→ **Requirements**
Exclude the pictures, then repeat the remaining data exactly.

START

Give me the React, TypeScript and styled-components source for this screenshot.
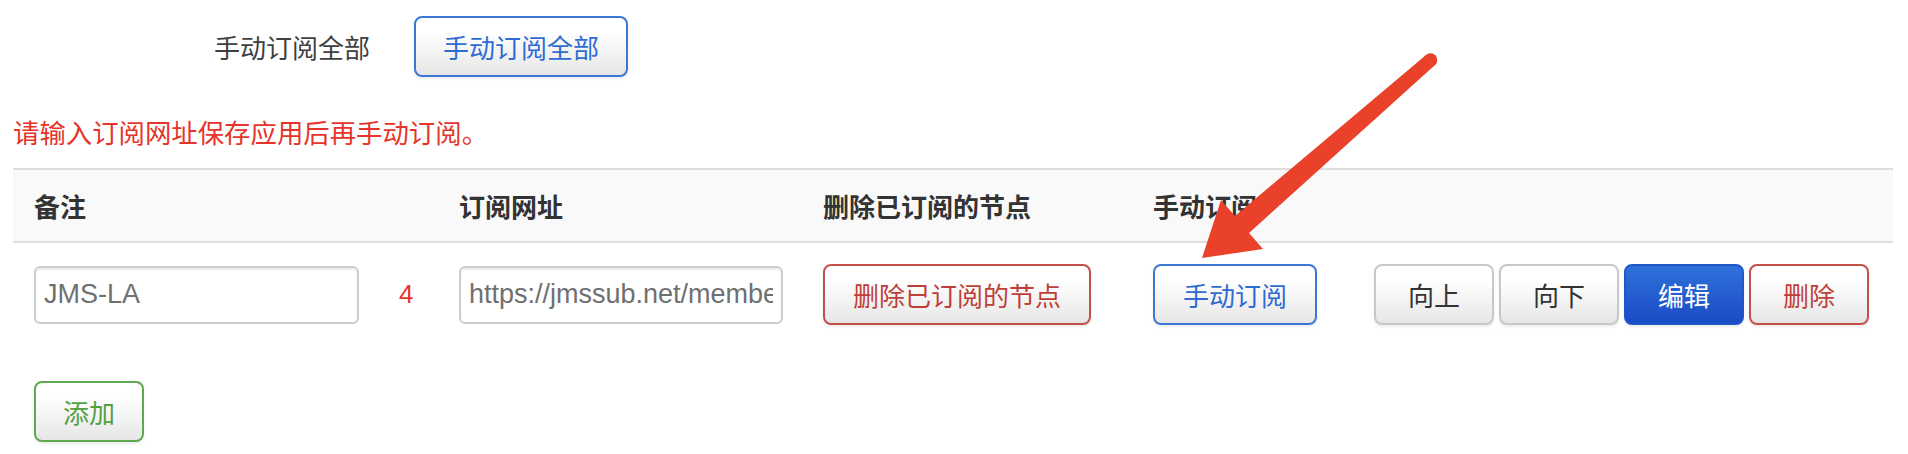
import React from "react";
import styled, { createGlobalStyle, css } from "styled-components";

const Global = createGlobalStyle`
  html, body { margin: 0; padding: 0; background: #fff; }
  body {
    font-family: "Liberation Sans", "Noto Sans CJK SC", sans-serif;
    color: #333;
  }
  * { box-sizing: border-box; }
`;

const Page = styled.div`
  position: relative;
  width: 1908px;
  height: 454px;
  padding: 16px 15px 0 13px;
  overflow: hidden;
`;

const TopRow = styled.div`
  display: flex;
  align-items: center;
  gap: 44px;
`;

const TopLabel = styled.div`
  width: 357px;
  text-align: right;
  font-family: "Noto Sans CJK SC", sans-serif;
  font-size: 26px;
  line-height: 36px;
  color: #404040;
`;

type Variant = "default" | "blue" | "danger" | "success" | "primary";

const variants: Record<Variant, ReturnType<typeof css>> = {
  default: css`
    border-color: #c8c8c8;
    color: #333;
  `,
  blue: css`
    border-color: #3b78d6;
    color: #2e6bd3;
  `,
  danger: css`
    border-color: #c5504a;
    color: #bf3f38;
  `,
  success: css`
    border-color: #5ea94f;
    color: #53a043;
  `,
  primary: css`
    border-color: #1f57c9;
    color: #fff;
    background: linear-gradient(#2f71da, #1a4bc6);
  `,
};

const Button = styled.button<{ $variant?: Variant; $w?: number }>`
  display: inline-flex;
  align-items: center;
  justify-content: center;
  height: 61px;
  ${(p) => (p.$w ? `width: ${p.$w}px;` : "padding: 0 28px;")}
  border: 2px solid;
  border-radius: 8px;
  background: linear-gradient(#ffffff 25%, #e6e6e6);
  box-shadow: 0 2px 3px rgba(0, 0, 0, 0.08);
  font-family: "Noto Sans CJK SC", "Liberation Sans", sans-serif;
  font-size: 26px;
  line-height: 1;
  cursor: pointer;
  flex-shrink: 0;
  ${(p) => variants[p.$variant || "default"]}
`;

const Notice = styled.div`
  margin-top: 37px;
  font-family: "Noto Sans CJK SC", sans-serif;
  font-size: 26.4px;
  line-height: 36px;
  color: #e5352b;
`;

const Table = styled.div`
  margin-top: 18px;
`;

const cols = "425px 364px 330px 221px 1fr";

const HeadRow = styled.div`
  display: grid;
  grid-template-columns: ${cols};
  height: 75px;
  align-items: center;
  background: #f9f9f9;
  border-top: 2px solid #dedede;
  border-bottom: 2px solid #dedede;
`;

const HeadCell = styled.div`
  padding-left: 21px;
  font-family: "Noto Sans CJK SC", sans-serif;
  font-weight: 700;
  font-size: 26px;
  line-height: 36px;
  color: #333;
  white-space: nowrap;
`;

const BodyRow = styled.div`
  display: grid;
  grid-template-columns: ${cols};
  align-items: center;
  padding: 21px 0;
`;

const Cell = styled.div<{ $gap?: number }>`
  padding-left: 21px;
  display: flex;
  align-items: center;
  gap: ${(p) => p.$gap ?? 0}px;
`;

const Input = styled.input<{ $w?: number }>`
  width: ${(p) => p.$w ?? 325}px;
  height: 58px;
  border: 2px solid #cdcdcd;
  border-radius: 6px;
  padding: 0 8px;
  font-family: "Liberation Sans", sans-serif;
  font-size: 27px;
  color: #707070;
  background: #fff;
  box-shadow: inset 0 2px 2px rgba(0, 0, 0, 0.075);
  outline: none;
`;

const Count = styled.span`
  font-family: "Liberation Sans", sans-serif;
  font-size: 26px;
  color: #e5352b;
`;

const Footer = styled.div`
  margin-top: 35px;
  padding-left: 21px;
`;

const ArrowSvg = styled.svg`
  position: absolute;
  left: 0;
  top: 0;
  pointer-events: none;
`;

export default function App() {
  return (
    <>
      <Global />
      <Page>
        <TopRow>
          <TopLabel>手动订阅全部</TopLabel>
          <Button $variant="blue" $w={214}>手动订阅全部</Button>
        </TopRow>
        <Notice>请输入订阅网址保存应用后再手动订阅。</Notice>
        <Table>
          <HeadRow>
            <HeadCell>备注</HeadCell>
            <HeadCell>订阅网址</HeadCell>
            <HeadCell>删除已订阅的节点</HeadCell>
            <HeadCell>手动订阅</HeadCell>
            <HeadCell />
          </HeadRow>
          <BodyRow>
            <Cell $gap={40}>
              <Input defaultValue="JMS-LA" />
              <Count>4</Count>
            </Cell>
            <Cell>
              <Input $w={324} defaultValue="https://jmssub.net/members/getsub.php" />
            </Cell>
            <Cell>
              <Button $variant="danger" $w={268}>删除已订阅的节点</Button>
            </Cell>
            <Cell>
              <Button $variant="blue" $w={164}>手动订阅</Button>
            </Cell>
            <Cell $gap={5}>
              <Button $w={120}>向上</Button>
              <Button $w={120}>向下</Button>
              <Button $variant="primary" $w={120}>编辑</Button>
              <Button $variant="danger" $w={120}>删除</Button>
            </Cell>
          </BodyRow>
        </Table>
        <Footer>
          <Button $variant="success" $w={110}>添加</Button>
        </Footer>
        <ArrowSvg width="1908" height="454" viewBox="0 0 1908 454">
          <polygon
            points="1426,55 1235,216 1221,200 1202,258 1263,249 1249,233 1435,65"
            fill="#e9412a"
            strokeLinejoin="round"
          />
          <circle cx="1430.5" cy="60" r="6.8" fill="#e9412a" />
        </ArrowSvg>
      </Page>
    </>
  );
}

END

→ **Solution to this problem**
Give me the React, TypeScript and styled-components source for this screenshot.
import React from "react";
import styled, { createGlobalStyle, css } from "styled-components";

const Global = createGlobalStyle`
  html, body { margin: 0; padding: 0; background: #fff; }
  body {
    font-family: "Liberation Sans", "Noto Sans CJK SC", sans-serif;
    color: #333;
  }
  * { box-sizing: border-box; }
`;

const Page = styled.div`
  position: relative;
  width: 1908px;
  height: 454px;
  padding: 16px 15px 0 13px;
  overflow: hidden;
`;

const TopRow = styled.div`
  display: flex;
  align-items: center;
  gap: 44px;
`;

const TopLabel = styled.div`
  width: 357px;
  text-align: right;
  font-family: "Noto Sans CJK SC", sans-serif;
  font-size: 26px;
  line-height: 36px;
  color: #404040;
`;

type Variant = "default" | "blue" | "danger" | "success" | "primary";

const variants: Record<Variant, ReturnType<typeof css>> = {
  default: css`
    border-color: #c8c8c8;
    color: #333;
  `,
  blue: css`
    border-color: #3b78d6;
    color: #2e6bd3;
  `,
  danger: css`
    border-color: #c5504a;
    color: #bf3f38;
  `,
  success: css`
    border-color: #5ea94f;
    color: #53a043;
  `,
  primary: css`
    border-color: #1f57c9;
    color: #fff;
    background: linear-gradient(#2f71da, #1a4bc6);
  `,
};

const Button = styled.button<{ $variant?: Variant; $w?: number }>`
  display: inline-flex;
  align-items: center;
  justify-content: center;
  height: 61px;
  ${(p) => (p.$w ? `width: ${p.$w}px;` : "padding: 0 28px;")}
  border: 2px solid;
  border-radius: 8px;
  background: linear-gradient(#ffffff 25%, #e6e6e6);
  box-shadow: 0 2px 3px rgba(0, 0, 0, 0.08);
  font-family: "Noto Sans CJK SC", "Liberation Sans", sans-serif;
  font-size: 26px;
  line-height: 1;
  cursor: pointer;
  flex-shrink: 0;
  ${(p) => variants[p.$variant || "default"]}
`;

const Notice = styled.div`
  margin-top: 37px;
  font-family: "Noto Sans CJK SC", sans-serif;
  font-size: 26.4px;
  line-height: 36px;
  color: #e5352b;
`;

const Table = styled.div`
  margin-top: 18px;
`;

const cols = "425px 364px 330px 221px 1fr";

const HeadRow = styled.div`
  display: grid;
  grid-template-columns: ${cols};
  height: 75px;
  align-items: center;
  background: #f9f9f9;
  border-top: 2px solid #dedede;
  border-bottom: 2px solid #dedede;
`;

const HeadCell = styled.div`
  padding-left: 21px;
  font-family: "Noto Sans CJK SC", sans-serif;
  font-weight: 700;
  font-size: 26px;
  line-height: 36px;
  color: #333;
  white-space: nowrap;
`;

const BodyRow = styled.div`
  display: grid;
  grid-template-columns: ${cols};
  align-items: center;
  padding: 21px 0;
`;

const Cell = styled.div<{ $gap?: number }>`
  padding-left: 21px;
  display: flex;
  align-items: center;
  gap: ${(p) => p.$gap ?? 0}px;
`;

const Input = styled.input<{ $w?: number }>`
  width: ${(p) => p.$w ?? 325}px;
  height: 58px;
  border: 2px solid #cdcdcd;
  border-radius: 6px;
  padding: 0 8px;
  font-family: "Liberation Sans", sans-serif;
  font-size: 27px;
  color: #707070;
  background: #fff;
  box-shadow: inset 0 2px 2px rgba(0, 0, 0, 0.075);
  outline: none;
`;

const Count = styled.span`
  font-family: "Liberation Sans", sans-serif;
  font-size: 26px;
  color: #e5352b;
`;

const Footer = styled.div`
  margin-top: 35px;
  padding-left: 21px;
`;

const ArrowSvg = styled.svg`
  position: absolute;
  left: 0;
  top: 0;
  pointer-events: none;
`;

export default function App() {
  return (
    <>
      <Global />
      <Page>
        <TopRow>
          <TopLabel>手动订阅全部</TopLabel>
          <Button $variant="blue" $w={214}>手动订阅全部</Button>
        </TopRow>
        <Notice>请输入订阅网址保存应用后再手动订阅。</Notice>
        <Table>
          <HeadRow>
            <HeadCell>备注</HeadCell>
            <HeadCell>订阅网址</HeadCell>
            <HeadCell>删除已订阅的节点</HeadCell>
            <HeadCell>手动订阅</HeadCell>
            <HeadCell />
          </HeadRow>
          <BodyRow>
            <Cell $gap={40}>
              <Input defaultValue="JMS-LA" />
              <Count>4</Count>
            </Cell>
            <Cell>
              <Input $w={324} defaultValue="https://jmssub.net/members/getsub.php" />
            </Cell>
            <Cell>
              <Button $variant="danger" $w={268}>删除已订阅的节点</Button>
            </Cell>
            <Cell>
              <Button $variant="blue" $w={164}>手动订阅</Button>
            </Cell>
            <Cell $gap={5}>
              <Button $w={120}>向上</Button>
              <Button $w={120}>向下</Button>
              <Button $variant="primary" $w={120}>编辑</Button>
              <Button $variant="danger" $w={120}>删除</Button>
            </Cell>
          </BodyRow>
        </Table>
        <Footer>
          <Button $variant="success" $w={110}>添加</Button>
        </Footer>
        <ArrowSvg width="1908" height="454" viewBox="0 0 1908 454">
          <polygon
            points="1426,55 1235,216 1221,200 1202,258 1263,249 1249,233 1435,65"
            fill="#e9412a"
            strokeLinejoin="round"
          />
          <circle cx="1430.5" cy="60" r="6.8" fill="#e9412a" />
        </ArrowSvg>
      </Page>
    </>
  );
}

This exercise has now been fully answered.